- _DATASET EXCERPT_
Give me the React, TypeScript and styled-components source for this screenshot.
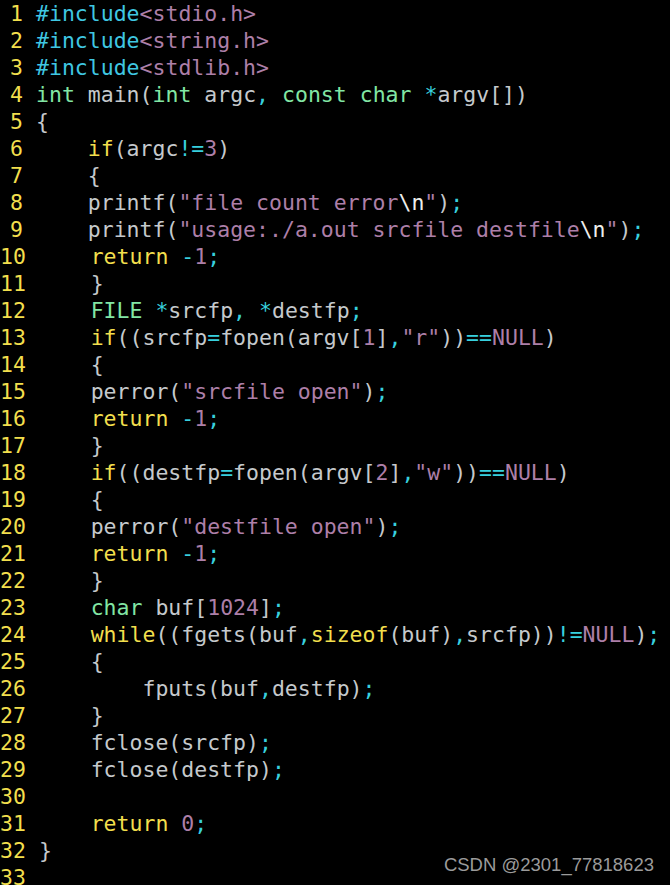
import React from "react";
import styled, { createGlobalStyle } from "styled-components";

const Global = createGlobalStyle`
  html, body {
    margin: 0;
    padding: 0;
    background: #000000;
  }
  #root {
    width: 670px;
    height: 885px;
    overflow: hidden;
  }
`;

const palette = {
  text: "#c5c9cc",
  number: "#f2df4d",
  keyword: "#f2df4d",
  type: "#82e6a4",
  preproc: "#3fc7e2",
  op: "#38d0de",
  literal: "#ad7fa8",
  special: "#eeeeec",
};

type Kind = keyof typeof palette;

const Screen = styled.div`
  position: relative;
  width: 670px;
  height: 885px;
  background: #000000;
  overflow: hidden;
`;

const Editor = styled.div`
  display: flex;
  flex-direction: column;
  font-family: "DejaVu Sans Mono", monospace;
  font-size: 21.5px;
  line-height: 27px;
  white-space: pre;
`;

const Row = styled.div`
  display: flex;
  height: 27px;
`;

const Gutter = styled.span`
  flex: 0 0 36px;
  box-sizing: border-box;
  padding-right: 13px;
  text-align: right;
  color: ${palette.number};
`;

const Code = styled.span`
  flex: 1;
  color: ${palette.text};
`;

const Tok = styled.span<{ $kind: Kind }>`
  color: ${(p) => palette[p.$kind]};
`;

const Watermark = styled.div`
  position: absolute;
  right: 16px;
  bottom: 9px;
  font-family: "Liberation Sans", Arial, sans-serif;
  font-size: 18.5px;
  color: #9b9b9b;
`;

const source = [
  "#include<stdio.h>",
  "#include<string.h>",
  "#include<stdlib.h>",
  "int main(int argc, const char *argv[])",
  "{",
  "    if(argc!=3)",
  "    {",
  '    printf("file count error\\n");',
  '    printf("usage:./a.out srcfile destfile\\n");',
  "    return -1;",
  "    }",
  "    FILE *srcfp, *destfp;",
  '    if((srcfp=fopen(argv[1],"r"))==NULL)',
  "    {",
  '    perror("srcfile open");',
  "    return -1;",
  "    }",
  '    if((destfp=fopen(argv[2],"w"))==NULL)',
  "    {",
  '    perror("destfile open");',
  "    return -1;",
  "    }",
  "    char buf[1024];",
  "    while((fgets(buf,sizeof(buf),srcfp))!=NULL);",
  "    {",
  "        fputs(buf,destfp);",
  "    }",
  "    fclose(srcfp);",
  "    fclose(destfp);",
  "",
  "    return 0;",
  "}",
  "",
];

const keywords = new Set(["if", "return", "while", "sizeof"]);
const types = new Set(["int", "char", "const", "FILE"]);
const literals = new Set(["NULL"]);

type Token = { text: string; kind: Kind };

function tokenize(line: string): Token[] {
  const out: Token[] = [];
  const push = (text: string, kind: Kind) => {
    const last = out[out.length - 1];
    if (last && last.kind === kind) last.text += text;
    else out.push({ text, kind });
  };
  if (line.startsWith("#include")) {
    push("#include", "preproc");
    push(line.slice(8), "literal");
    return out;
  }
  let i = 0;
  while (i < line.length) {
    const c = line[i];
    if (c === '"') {
      let j = i + 1;
      push('"', "literal");
      while (j < line.length && line[j] !== '"') {
        if (line[j] === "\\") {
          push(line.slice(j, j + 2), "special");
          j += 2;
        } else {
          push(line[j], "literal");
          j++;
        }
      }
      push('"', "literal");
      i = j + 1;
    } else if (/[A-Za-z_]/.test(c)) {
      let j = i;
      while (j < line.length && /[A-Za-z0-9_]/.test(line[j])) j++;
      const w = line.slice(i, j);
      push(
        w,
        keywords.has(w)
          ? "keyword"
          : types.has(w)
          ? "type"
          : literals.has(w)
          ? "literal"
          : "text"
      );
      i = j;
    } else if (/[0-9]/.test(c)) {
      let j = i;
      while (j < line.length && /[0-9]/.test(line[j])) j++;
      push(line.slice(i, j), "literal");
      i = j;
    } else if ("*=;,!-".includes(c)) {
      push(c, "op");
      i++;
    } else {
      push(c, "text");
      i++;
    }
  }
  return out;
}

export default function App() {
  return (
    <>
      <Global />
      <Screen>
        <Editor>
          {source.map((line, idx) => (
            <Row key={idx}>
              <Gutter>{idx + 1}</Gutter>
              <Code>
                {tokenize(line).map((t, k) => (
                  <Tok key={k} $kind={t.kind}>
                    {t.text}
                  </Tok>
                ))}
              </Code>
            </Row>
          ))}
        </Editor>
        <Watermark>CSDN @2301_77818623</Watermark>
      </Screen>
    </>
  );
}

- _TASK BRIEF_
Repeat the material above in full and exactly, apart from the pictures.

- _ANSWER TO THE PROBLEM_
Give me the React, TypeScript and styled-components source for this screenshot.
import React from "react";
import styled, { createGlobalStyle } from "styled-components";

const Global = createGlobalStyle`
  html, body {
    margin: 0;
    padding: 0;
    background: #000000;
  }
  #root {
    width: 670px;
    height: 885px;
    overflow: hidden;
  }
`;

const palette = {
  text: "#c5c9cc",
  number: "#f2df4d",
  keyword: "#f2df4d",
  type: "#82e6a4",
  preproc: "#3fc7e2",
  op: "#38d0de",
  literal: "#ad7fa8",
  special: "#eeeeec",
};

type Kind = keyof typeof palette;

const Screen = styled.div`
  position: relative;
  width: 670px;
  height: 885px;
  background: #000000;
  overflow: hidden;
`;

const Editor = styled.div`
  display: flex;
  flex-direction: column;
  font-family: "DejaVu Sans Mono", monospace;
  font-size: 21.5px;
  line-height: 27px;
  white-space: pre;
`;

const Row = styled.div`
  display: flex;
  height: 27px;
`;

const Gutter = styled.span`
  flex: 0 0 36px;
  box-sizing: border-box;
  padding-right: 13px;
  text-align: right;
  color: ${palette.number};
`;

const Code = styled.span`
  flex: 1;
  color: ${palette.text};
`;

const Tok = styled.span<{ $kind: Kind }>`
  color: ${(p) => palette[p.$kind]};
`;

const Watermark = styled.div`
  position: absolute;
  right: 16px;
  bottom: 9px;
  font-family: "Liberation Sans", Arial, sans-serif;
  font-size: 18.5px;
  color: #9b9b9b;
`;

const source = [
  "#include<stdio.h>",
  "#include<string.h>",
  "#include<stdlib.h>",
  "int main(int argc, const char *argv[])",
  "{",
  "    if(argc!=3)",
  "    {",
  '    printf("file count error\\n");',
  '    printf("usage:./a.out srcfile destfile\\n");',
  "    return -1;",
  "    }",
  "    FILE *srcfp, *destfp;",
  '    if((srcfp=fopen(argv[1],"r"))==NULL)',
  "    {",
  '    perror("srcfile open");',
  "    return -1;",
  "    }",
  '    if((destfp=fopen(argv[2],"w"))==NULL)',
  "    {",
  '    perror("destfile open");',
  "    return -1;",
  "    }",
  "    char buf[1024];",
  "    while((fgets(buf,sizeof(buf),srcfp))!=NULL);",
  "    {",
  "        fputs(buf,destfp);",
  "    }",
  "    fclose(srcfp);",
  "    fclose(destfp);",
  "",
  "    return 0;",
  "}",
  "",
];

const keywords = new Set(["if", "return", "while", "sizeof"]);
const types = new Set(["int", "char", "const", "FILE"]);
const literals = new Set(["NULL"]);

type Token = { text: string; kind: Kind };

function tokenize(line: string): Token[] {
  const out: Token[] = [];
  const push = (text: string, kind: Kind) => {
    const last = out[out.length - 1];
    if (last && last.kind === kind) last.text += text;
    else out.push({ text, kind });
  };
  if (line.startsWith("#include")) {
    push("#include", "preproc");
    push(line.slice(8), "literal");
    return out;
  }
  let i = 0;
  while (i < line.length) {
    const c = line[i];
    if (c === '"') {
      let j = i + 1;
      push('"', "literal");
      while (j < line.length && line[j] !== '"') {
        if (line[j] === "\\") {
          push(line.slice(j, j + 2), "special");
          j += 2;
        } else {
          push(line[j], "literal");
          j++;
        }
      }
      push('"', "literal");
      i = j + 1;
    } else if (/[A-Za-z_]/.test(c)) {
      let j = i;
      while (j < line.length && /[A-Za-z0-9_]/.test(line[j])) j++;
      const w = line.slice(i, j);
      push(
        w,
        keywords.has(w)
          ? "keyword"
          : types.has(w)
          ? "type"
          : literals.has(w)
          ? "literal"
          : "text"
      );
      i = j;
    } else if (/[0-9]/.test(c)) {
      let j = i;
      while (j < line.length && /[0-9]/.test(line[j])) j++;
      push(line.slice(i, j), "literal");
      i = j;
    } else if ("*=;,!-".includes(c)) {
      push(c, "op");
      i++;
    } else {
      push(c, "text");
      i++;
    }
  }
  return out;
}

export default function App() {
  return (
    <>
      <Global />
      <Screen>
        <Editor>
          {source.map((line, idx) => (
            <Row key={idx}>
              <Gutter>{idx + 1}</Gutter>
              <Code>
                {tokenize(line).map((t, k) => (
                  <Tok key={k} $kind={t.kind}>
                    {t.text}
                  </Tok>
                ))}
              </Code>
            </Row>
          ))}
        </Editor>
        <Watermark>CSDN @2301_77818623</Watermark>
      </Screen>
    </>
  );
}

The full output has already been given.